EXERCISE INSTRUCTIONS
Copy all lines below exactly as written. Leave pictures out.

SOURCE RECORDS
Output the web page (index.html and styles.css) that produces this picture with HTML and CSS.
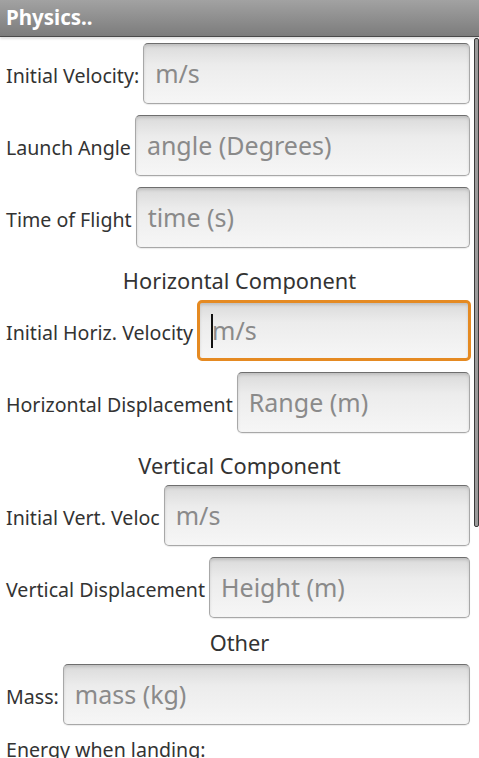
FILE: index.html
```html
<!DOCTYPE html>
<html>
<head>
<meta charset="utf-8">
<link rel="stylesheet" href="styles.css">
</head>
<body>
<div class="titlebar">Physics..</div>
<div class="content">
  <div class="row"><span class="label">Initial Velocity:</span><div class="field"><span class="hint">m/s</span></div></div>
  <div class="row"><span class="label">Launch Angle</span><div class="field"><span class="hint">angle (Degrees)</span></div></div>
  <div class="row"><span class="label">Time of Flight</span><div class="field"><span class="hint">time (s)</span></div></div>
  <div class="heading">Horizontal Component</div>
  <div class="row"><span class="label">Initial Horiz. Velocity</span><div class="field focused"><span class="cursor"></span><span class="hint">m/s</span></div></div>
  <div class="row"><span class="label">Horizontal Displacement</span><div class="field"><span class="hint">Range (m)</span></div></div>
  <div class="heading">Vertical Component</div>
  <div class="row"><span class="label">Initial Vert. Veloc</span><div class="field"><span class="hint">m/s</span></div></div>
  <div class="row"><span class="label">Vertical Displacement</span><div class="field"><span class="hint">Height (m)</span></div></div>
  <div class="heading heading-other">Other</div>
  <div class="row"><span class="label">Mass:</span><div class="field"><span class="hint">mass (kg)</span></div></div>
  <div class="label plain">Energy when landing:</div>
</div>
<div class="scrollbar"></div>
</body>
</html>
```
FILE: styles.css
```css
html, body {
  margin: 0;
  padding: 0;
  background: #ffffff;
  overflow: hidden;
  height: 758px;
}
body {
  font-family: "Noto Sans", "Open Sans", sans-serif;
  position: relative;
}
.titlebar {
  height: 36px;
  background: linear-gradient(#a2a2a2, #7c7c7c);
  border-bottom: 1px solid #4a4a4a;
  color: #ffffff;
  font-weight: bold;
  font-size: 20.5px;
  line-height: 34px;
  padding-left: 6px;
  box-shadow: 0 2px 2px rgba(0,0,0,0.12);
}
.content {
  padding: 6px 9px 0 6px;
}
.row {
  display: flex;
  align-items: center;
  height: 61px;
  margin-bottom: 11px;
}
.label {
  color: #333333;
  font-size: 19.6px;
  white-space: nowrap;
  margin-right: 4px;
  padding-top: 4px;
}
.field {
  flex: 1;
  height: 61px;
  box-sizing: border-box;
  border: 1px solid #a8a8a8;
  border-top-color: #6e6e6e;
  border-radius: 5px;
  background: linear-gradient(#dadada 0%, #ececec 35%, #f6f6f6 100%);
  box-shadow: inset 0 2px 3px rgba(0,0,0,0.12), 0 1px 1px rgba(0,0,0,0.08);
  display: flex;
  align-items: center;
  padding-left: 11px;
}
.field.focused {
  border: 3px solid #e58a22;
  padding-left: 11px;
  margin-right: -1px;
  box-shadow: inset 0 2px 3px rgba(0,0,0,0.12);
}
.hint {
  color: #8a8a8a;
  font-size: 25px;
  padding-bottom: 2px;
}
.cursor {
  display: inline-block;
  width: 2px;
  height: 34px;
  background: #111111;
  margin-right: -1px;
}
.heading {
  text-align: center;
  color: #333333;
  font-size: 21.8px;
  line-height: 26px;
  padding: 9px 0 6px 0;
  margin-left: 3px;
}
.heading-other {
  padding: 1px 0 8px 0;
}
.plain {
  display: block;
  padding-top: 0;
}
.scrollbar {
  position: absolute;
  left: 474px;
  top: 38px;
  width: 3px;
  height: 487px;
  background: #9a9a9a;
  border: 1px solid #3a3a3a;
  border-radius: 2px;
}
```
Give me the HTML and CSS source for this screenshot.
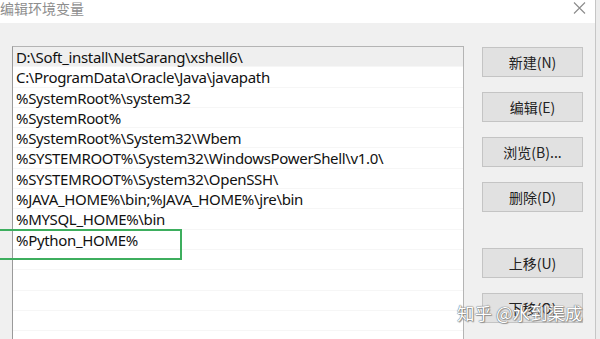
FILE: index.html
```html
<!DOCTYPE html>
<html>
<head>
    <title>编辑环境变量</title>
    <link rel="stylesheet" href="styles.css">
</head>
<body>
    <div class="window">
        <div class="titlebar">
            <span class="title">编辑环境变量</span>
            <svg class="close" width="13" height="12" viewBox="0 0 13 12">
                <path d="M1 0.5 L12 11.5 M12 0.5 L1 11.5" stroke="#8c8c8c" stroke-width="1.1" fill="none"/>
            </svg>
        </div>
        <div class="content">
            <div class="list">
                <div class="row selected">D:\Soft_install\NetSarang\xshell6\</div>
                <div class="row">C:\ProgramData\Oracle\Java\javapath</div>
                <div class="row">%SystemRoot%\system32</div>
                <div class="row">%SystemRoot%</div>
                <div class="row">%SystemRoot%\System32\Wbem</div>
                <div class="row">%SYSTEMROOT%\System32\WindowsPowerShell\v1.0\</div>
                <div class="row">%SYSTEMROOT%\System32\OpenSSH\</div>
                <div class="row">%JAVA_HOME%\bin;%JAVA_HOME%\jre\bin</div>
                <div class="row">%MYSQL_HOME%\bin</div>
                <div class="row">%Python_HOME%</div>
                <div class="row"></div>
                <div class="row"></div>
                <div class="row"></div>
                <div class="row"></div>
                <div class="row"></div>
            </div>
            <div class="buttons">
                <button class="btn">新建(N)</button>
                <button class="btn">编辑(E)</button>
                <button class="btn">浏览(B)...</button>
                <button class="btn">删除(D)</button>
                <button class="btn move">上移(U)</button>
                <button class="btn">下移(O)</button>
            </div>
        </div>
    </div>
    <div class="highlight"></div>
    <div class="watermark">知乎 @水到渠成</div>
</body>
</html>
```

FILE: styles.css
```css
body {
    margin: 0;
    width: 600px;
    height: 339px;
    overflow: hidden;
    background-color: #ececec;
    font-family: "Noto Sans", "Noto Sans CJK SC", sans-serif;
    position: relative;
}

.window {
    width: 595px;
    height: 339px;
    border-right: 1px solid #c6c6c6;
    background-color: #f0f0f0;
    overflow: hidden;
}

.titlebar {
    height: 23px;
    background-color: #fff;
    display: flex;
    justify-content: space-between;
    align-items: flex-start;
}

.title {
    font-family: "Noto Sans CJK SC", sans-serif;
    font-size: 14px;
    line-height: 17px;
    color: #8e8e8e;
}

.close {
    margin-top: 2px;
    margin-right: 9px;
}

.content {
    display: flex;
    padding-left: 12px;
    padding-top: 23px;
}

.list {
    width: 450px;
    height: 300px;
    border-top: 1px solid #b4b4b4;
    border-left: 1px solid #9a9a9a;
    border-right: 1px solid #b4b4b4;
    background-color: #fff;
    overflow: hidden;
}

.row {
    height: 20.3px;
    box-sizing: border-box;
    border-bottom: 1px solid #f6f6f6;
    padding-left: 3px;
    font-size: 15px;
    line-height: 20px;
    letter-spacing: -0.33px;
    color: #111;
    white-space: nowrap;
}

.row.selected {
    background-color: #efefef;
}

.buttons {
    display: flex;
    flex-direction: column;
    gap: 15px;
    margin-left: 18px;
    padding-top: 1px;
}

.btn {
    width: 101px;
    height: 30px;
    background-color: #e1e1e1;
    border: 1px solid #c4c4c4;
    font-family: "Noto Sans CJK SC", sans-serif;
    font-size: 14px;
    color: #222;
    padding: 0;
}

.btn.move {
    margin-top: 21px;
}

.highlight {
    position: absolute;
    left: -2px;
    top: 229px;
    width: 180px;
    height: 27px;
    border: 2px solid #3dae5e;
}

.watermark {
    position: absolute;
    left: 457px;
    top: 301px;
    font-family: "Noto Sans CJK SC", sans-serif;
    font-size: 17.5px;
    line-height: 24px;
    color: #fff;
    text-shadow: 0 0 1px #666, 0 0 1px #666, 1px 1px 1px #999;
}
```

ANSWER IN FULL
Output the web page (index.html and styles.css) that produces this picture with HTML and CSS.
FILE: index.html
```html
<!DOCTYPE html>
<html>
<head>
<meta charset="utf-8">
<link rel="stylesheet" href="styles.css">
</head>
<body>
<div class="titlebar">Physics..</div>
<div class="content">
  <div class="row"><span class="label">Initial Velocity:</span><div class="field"><span class="hint">m/s</span></div></div>
  <div class="row"><span class="label">Launch Angle</span><div class="field"><span class="hint">angle (Degrees)</span></div></div>
  <div class="row"><span class="label">Time of Flight</span><div class="field"><span class="hint">time (s)</span></div></div>
  <div class="heading">Horizontal Component</div>
  <div class="row"><span class="label">Initial Horiz. Velocity</span><div class="field focused"><span class="cursor"></span><span class="hint">m/s</span></div></div>
  <div class="row"><span class="label">Horizontal Displacement</span><div class="field"><span class="hint">Range (m)</span></div></div>
  <div class="heading">Vertical Component</div>
  <div class="row"><span class="label">Initial Vert. Veloc</span><div class="field"><span class="hint">m/s</span></div></div>
  <div class="row"><span class="label">Vertical Displacement</span><div class="field"><span class="hint">Height (m)</span></div></div>
  <div class="heading heading-other">Other</div>
  <div class="row"><span class="label">Mass:</span><div class="field"><span class="hint">mass (kg)</span></div></div>
  <div class="label plain">Energy when landing:</div>
</div>
<div class="scrollbar"></div>
</body>
</html>
```
FILE: styles.css
```css
html, body {
  margin: 0;
  padding: 0;
  background: #ffffff;
  overflow: hidden;
  height: 758px;
}
body {
  font-family: "Noto Sans", "Open Sans", sans-serif;
  position: relative;
}
.titlebar {
  height: 36px;
  background: linear-gradient(#a2a2a2, #7c7c7c);
  border-bottom: 1px solid #4a4a4a;
  color: #ffffff;
  font-weight: bold;
  font-size: 20.5px;
  line-height: 34px;
  padding-left: 6px;
  box-shadow: 0 2px 2px rgba(0,0,0,0.12);
}
.content {
  padding: 6px 9px 0 6px;
}
.row {
  display: flex;
  align-items: center;
  height: 61px;
  margin-bottom: 11px;
}
.label {
  color: #333333;
  font-size: 19.6px;
  white-space: nowrap;
  margin-right: 4px;
  padding-top: 4px;
}
.field {
  flex: 1;
  height: 61px;
  box-sizing: border-box;
  border: 1px solid #a8a8a8;
  border-top-color: #6e6e6e;
  border-radius: 5px;
  background: linear-gradient(#dadada 0%, #ececec 35%, #f6f6f6 100%);
  box-shadow: inset 0 2px 3px rgba(0,0,0,0.12), 0 1px 1px rgba(0,0,0,0.08);
  display: flex;
  align-items: center;
  padding-left: 11px;
}
.field.focused {
  border: 3px solid #e58a22;
  padding-left: 11px;
  margin-right: -1px;
  box-shadow: inset 0 2px 3px rgba(0,0,0,0.12);
}
.hint {
  color: #8a8a8a;
  font-size: 25px;
  padding-bottom: 2px;
}
.cursor {
  display: inline-block;
  width: 2px;
  height: 34px;
  background: #111111;
  margin-right: -1px;
}
.heading {
  text-align: center;
  color: #333333;
  font-size: 21.8px;
  line-height: 26px;
  padding: 9px 0 6px 0;
  margin-left: 3px;
}
.heading-other {
  padding: 1px 0 8px 0;
}
.plain {
  display: block;
  padding-top: 0;
}
.scrollbar {
  position: absolute;
  left: 474px;
  top: 38px;
  width: 3px;
  height: 487px;
  background: #9a9a9a;
  border: 1px solid #3a3a3a;
  border-radius: 2px;
}
```
Give me the HTML and CSS source for this screenshot.
FILE: index.html
```html
<!DOCTYPE html>
<html>
<head>
    <title>编辑环境变量</title>
    <link rel="stylesheet" href="styles.css">
</head>
<body>
    <div class="window">
        <div class="titlebar">
            <span class="title">编辑环境变量</span>
            <svg class="close" width="13" height="12" viewBox="0 0 13 12">
                <path d="M1 0.5 L12 11.5 M12 0.5 L1 11.5" stroke="#8c8c8c" stroke-width="1.1" fill="none"/>
            </svg>
        </div>
        <div class="content">
            <div class="list">
                <div class="row selected">D:\Soft_install\NetSarang\xshell6\</div>
                <div class="row">C:\ProgramData\Oracle\Java\javapath</div>
                <div class="row">%SystemRoot%\system32</div>
                <div class="row">%SystemRoot%</div>
                <div class="row">%SystemRoot%\System32\Wbem</div>
                <div class="row">%SYSTEMROOT%\System32\WindowsPowerShell\v1.0\</div>
                <div class="row">%SYSTEMROOT%\System32\OpenSSH\</div>
                <div class="row">%JAVA_HOME%\bin;%JAVA_HOME%\jre\bin</div>
                <div class="row">%MYSQL_HOME%\bin</div>
                <div class="row">%Python_HOME%</div>
                <div class="row"></div>
                <div class="row"></div>
                <div class="row"></div>
                <div class="row"></div>
                <div class="row"></div>
            </div>
            <div class="buttons">
                <button class="btn">新建(N)</button>
                <button class="btn">编辑(E)</button>
                <button class="btn">浏览(B)...</button>
                <button class="btn">删除(D)</button>
                <button class="btn move">上移(U)</button>
                <button class="btn">下移(O)</button>
            </div>
        </div>
    </div>
    <div class="highlight"></div>
    <div class="watermark">知乎 @水到渠成</div>
</body>
</html>
```

FILE: styles.css
```css
body {
    margin: 0;
    width: 600px;
    height: 339px;
    overflow: hidden;
    background-color: #ececec;
    font-family: "Noto Sans", "Noto Sans CJK SC", sans-serif;
    position: relative;
}

.window {
    width: 595px;
    height: 339px;
    border-right: 1px solid #c6c6c6;
    background-color: #f0f0f0;
    overflow: hidden;
}

.titlebar {
    height: 23px;
    background-color: #fff;
    display: flex;
    justify-content: space-between;
    align-items: flex-start;
}

.title {
    font-family: "Noto Sans CJK SC", sans-serif;
    font-size: 14px;
    line-height: 17px;
    color: #8e8e8e;
}

.close {
    margin-top: 2px;
    margin-right: 9px;
}

.content {
    display: flex;
    padding-left: 12px;
    padding-top: 23px;
}

.list {
    width: 450px;
    height: 300px;
    border-top: 1px solid #b4b4b4;
    border-left: 1px solid #9a9a9a;
    border-right: 1px solid #b4b4b4;
    background-color: #fff;
    overflow: hidden;
}

.row {
    height: 20.3px;
    box-sizing: border-box;
    border-bottom: 1px solid #f6f6f6;
    padding-left: 3px;
    font-size: 15px;
    line-height: 20px;
    letter-spacing: -0.33px;
    color: #111;
    white-space: nowrap;
}

.row.selected {
    background-color: #efefef;
}

.buttons {
    display: flex;
    flex-direction: column;
    gap: 15px;
    margin-left: 18px;
    padding-top: 1px;
}

.btn {
    width: 101px;
    height: 30px;
    background-color: #e1e1e1;
    border: 1px solid #c4c4c4;
    font-family: "Noto Sans CJK SC", sans-serif;
    font-size: 14px;
    color: #222;
    padding: 0;
}

.btn.move {
    margin-top: 21px;
}

.highlight {
    position: absolute;
    left: -2px;
    top: 229px;
    width: 180px;
    height: 27px;
    border: 2px solid #3dae5e;
}

.watermark {
    position: absolute;
    left: 457px;
    top: 301px;
    font-family: "Noto Sans CJK SC", sans-serif;
    font-size: 17.5px;
    line-height: 24px;
    color: #fff;
    text-shadow: 0 0 1px #666, 0 0 1px #666, 1px 1px 1px #999;
}
```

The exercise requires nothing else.